• [Stated task]:
Repeat the material verbatim and drop the pictures.

• [Dataset content]:

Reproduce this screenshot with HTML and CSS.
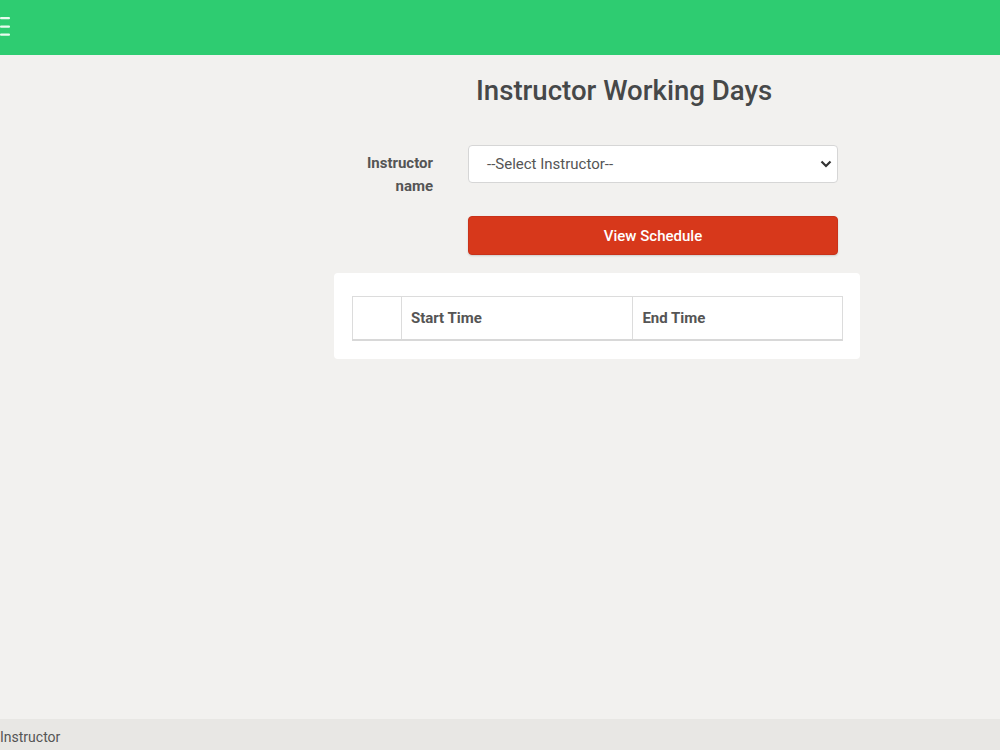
FILE: index.html
```html
<!DOCTYPE html>
<html>
<head>
<meta charset="utf-8">
<link rel="stylesheet" href="styles.css">
</head>
<body>
<header class="topbar">
  <svg class="burger" width="10" height="22" viewBox="0 0 10 22"><rect x="0" y="1" width="10" height="2.2" rx="1" fill="#e9fbef"/><rect x="0" y="9.5" width="10" height="2.2" rx="1" fill="#e9fbef"/><rect x="0" y="17.5" width="10" height="2.2" rx="1" fill="#e9fbef"/></svg>
</header>
<main class="content">
  <div class="sidebar-space"></div>
  <section class="panel">
    <h1 class="title">Instructor Working Days</h1>
    <div class="form-row">
      <label class="label">Instructor<br>name</label>
      <div class="control">
        <div class="select">
          <span>--Select Instructor--</span>
          <svg width="12" height="8" viewBox="0 0 12 8"><path d="M1.5 1.5 L6 6 L10.5 1.5" fill="none" stroke="#333" stroke-width="2.2"/></svg>
        </div>
      </div>
    </div>
    <div class="form-row btn-row">
      <div class="label"></div>
      <div class="control"><button class="btn">View Schedule</button></div>
    </div>
    <div class="card">
      <table class="table">
        <thead>
          <tr><th class="c1"></th><th class="c2">Start Time</th><th class="c3">End Time</th></tr>
        </thead>
      </table>
    </div>
  </section>
</main>
<footer class="footer">Instructor</footer>
</body>
</html>
```
FILE: styles.css
```css
* { box-sizing: border-box; }
html, body { margin: 0; padding: 0; height: 100%; }
body {
  font-family: Roboto, "Liberation Sans", sans-serif;
  background: #f2f1ef;
  color: #444;
  display: flex;
  flex-direction: column;
  width: 1000px;
  height: 750px;
  overflow: hidden;
}
.topbar {
  height: 55px;
  background: #2ecc71;
  display: flex;
  align-items: flex-start;
  flex-shrink: 0;
}
.burger { margin-top: 16px; display: block; }
.content { flex: 1; display: flex; }
.sidebar-space { width: 334px; flex-shrink: 0; }
.panel { width: 526px; display: flex; flex-direction: column; }
.title {
  margin: 20px 0 0 142px;
  font-size: 27.6px;
  font-weight: 500;
  color: #464849;
  line-height: 32px;
}
.form-row { display: flex; margin-top: 38px; }
.label {
  width: 99px;
  text-align: right;
  font-size: 15px;
  font-weight: 700;
  color: #555;
  line-height: 23px;
  padding-top: 7px;
  flex-shrink: 0;
}
.control { margin-left: 35px; width: 370px; }
.select {
  height: 38px;
  background: #fff;
  border: 1px solid #d6d6d6;
  border-radius: 4px;
  display: flex;
  align-items: center;
  justify-content: space-between;
  padding: 0 5px 0 18px;
  font-size: 15px;
  color: #555;
}
.btn-row { margin-top: 18px; }
.btn-row .label { padding-top: 0; }
.btn {
  width: 370px;
  height: 39px;
  background: #d7381b;
  border: 1px solid #c9321a;
  border-radius: 4px;
  color: #fff;
  font-family: Roboto, "Liberation Sans", sans-serif;
  font-size: 15px;
  font-weight: 500;
  display: block;
  box-shadow: 0 1px 2px rgba(0,0,0,0.15);
}
.card {
  margin-top: 18px;
  background: #fff;
  border-radius: 4px;
  padding: 23px 17px 18px 18px;
}
.table {
  width: 491px;
  border-collapse: collapse;
  font-size: 15px;
}
.table th {
  height: 43px;
  border: 1px solid #dcdcdc;
  border-bottom: 2px solid #d8d8d8;
  text-align: left;
  padding: 0 9px;
  font-weight: 700;
  color: #555;
}
.c1 { width: 49px; }
.c2 { width: 232px; }
.c3 { width: 210px; }
.footer {
  height: 31px;
  background: #e8e7e4;
  font-size: 14px;
  color: #555;
  line-height: 36px;
  flex-shrink: 0;
}
```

• [Answer]:
Reproduce this screenshot with HTML and CSS.
FILE: index.html
```html
<!DOCTYPE html>
<html>
<head>
<meta charset="utf-8">
<link rel="stylesheet" href="styles.css">
</head>
<body>
<header class="topbar">
  <svg class="burger" width="10" height="22" viewBox="0 0 10 22"><rect x="0" y="1" width="10" height="2.2" rx="1" fill="#e9fbef"/><rect x="0" y="9.5" width="10" height="2.2" rx="1" fill="#e9fbef"/><rect x="0" y="17.5" width="10" height="2.2" rx="1" fill="#e9fbef"/></svg>
</header>
<main class="content">
  <div class="sidebar-space"></div>
  <section class="panel">
    <h1 class="title">Instructor Working Days</h1>
    <div class="form-row">
      <label class="label">Instructor<br>name</label>
      <div class="control">
        <div class="select">
          <span>--Select Instructor--</span>
          <svg width="12" height="8" viewBox="0 0 12 8"><path d="M1.5 1.5 L6 6 L10.5 1.5" fill="none" stroke="#333" stroke-width="2.2"/></svg>
        </div>
      </div>
    </div>
    <div class="form-row btn-row">
      <div class="label"></div>
      <div class="control"><button class="btn">View Schedule</button></div>
    </div>
    <div class="card">
      <table class="table">
        <thead>
          <tr><th class="c1"></th><th class="c2">Start Time</th><th class="c3">End Time</th></tr>
        </thead>
      </table>
    </div>
  </section>
</main>
<footer class="footer">Instructor</footer>
</body>
</html>
```
FILE: styles.css
```css
* { box-sizing: border-box; }
html, body { margin: 0; padding: 0; height: 100%; }
body {
  font-family: Roboto, "Liberation Sans", sans-serif;
  background: #f2f1ef;
  color: #444;
  display: flex;
  flex-direction: column;
  width: 1000px;
  height: 750px;
  overflow: hidden;
}
.topbar {
  height: 55px;
  background: #2ecc71;
  display: flex;
  align-items: flex-start;
  flex-shrink: 0;
}
.burger { margin-top: 16px; display: block; }
.content { flex: 1; display: flex; }
.sidebar-space { width: 334px; flex-shrink: 0; }
.panel { width: 526px; display: flex; flex-direction: column; }
.title {
  margin: 20px 0 0 142px;
  font-size: 27.6px;
  font-weight: 500;
  color: #464849;
  line-height: 32px;
}
.form-row { display: flex; margin-top: 38px; }
.label {
  width: 99px;
  text-align: right;
  font-size: 15px;
  font-weight: 700;
  color: #555;
  line-height: 23px;
  padding-top: 7px;
  flex-shrink: 0;
}
.control { margin-left: 35px; width: 370px; }
.select {
  height: 38px;
  background: #fff;
  border: 1px solid #d6d6d6;
  border-radius: 4px;
  display: flex;
  align-items: center;
  justify-content: space-between;
  padding: 0 5px 0 18px;
  font-size: 15px;
  color: #555;
}
.btn-row { margin-top: 18px; }
.btn-row .label { padding-top: 0; }
.btn {
  width: 370px;
  height: 39px;
  background: #d7381b;
  border: 1px solid #c9321a;
  border-radius: 4px;
  color: #fff;
  font-family: Roboto, "Liberation Sans", sans-serif;
  font-size: 15px;
  font-weight: 500;
  display: block;
  box-shadow: 0 1px 2px rgba(0,0,0,0.15);
}
.card {
  margin-top: 18px;
  background: #fff;
  border-radius: 4px;
  padding: 23px 17px 18px 18px;
}
.table {
  width: 491px;
  border-collapse: collapse;
  font-size: 15px;
}
.table th {
  height: 43px;
  border: 1px solid #dcdcdc;
  border-bottom: 2px solid #d8d8d8;
  text-align: left;
  padding: 0 9px;
  font-weight: 700;
  color: #555;
}
.c1 { width: 49px; }
.c2 { width: 232px; }
.c3 { width: 210px; }
.footer {
  height: 31px;
  background: #e8e7e4;
  font-size: 14px;
  color: #555;
  line-height: 36px;
  flex-shrink: 0;
}
```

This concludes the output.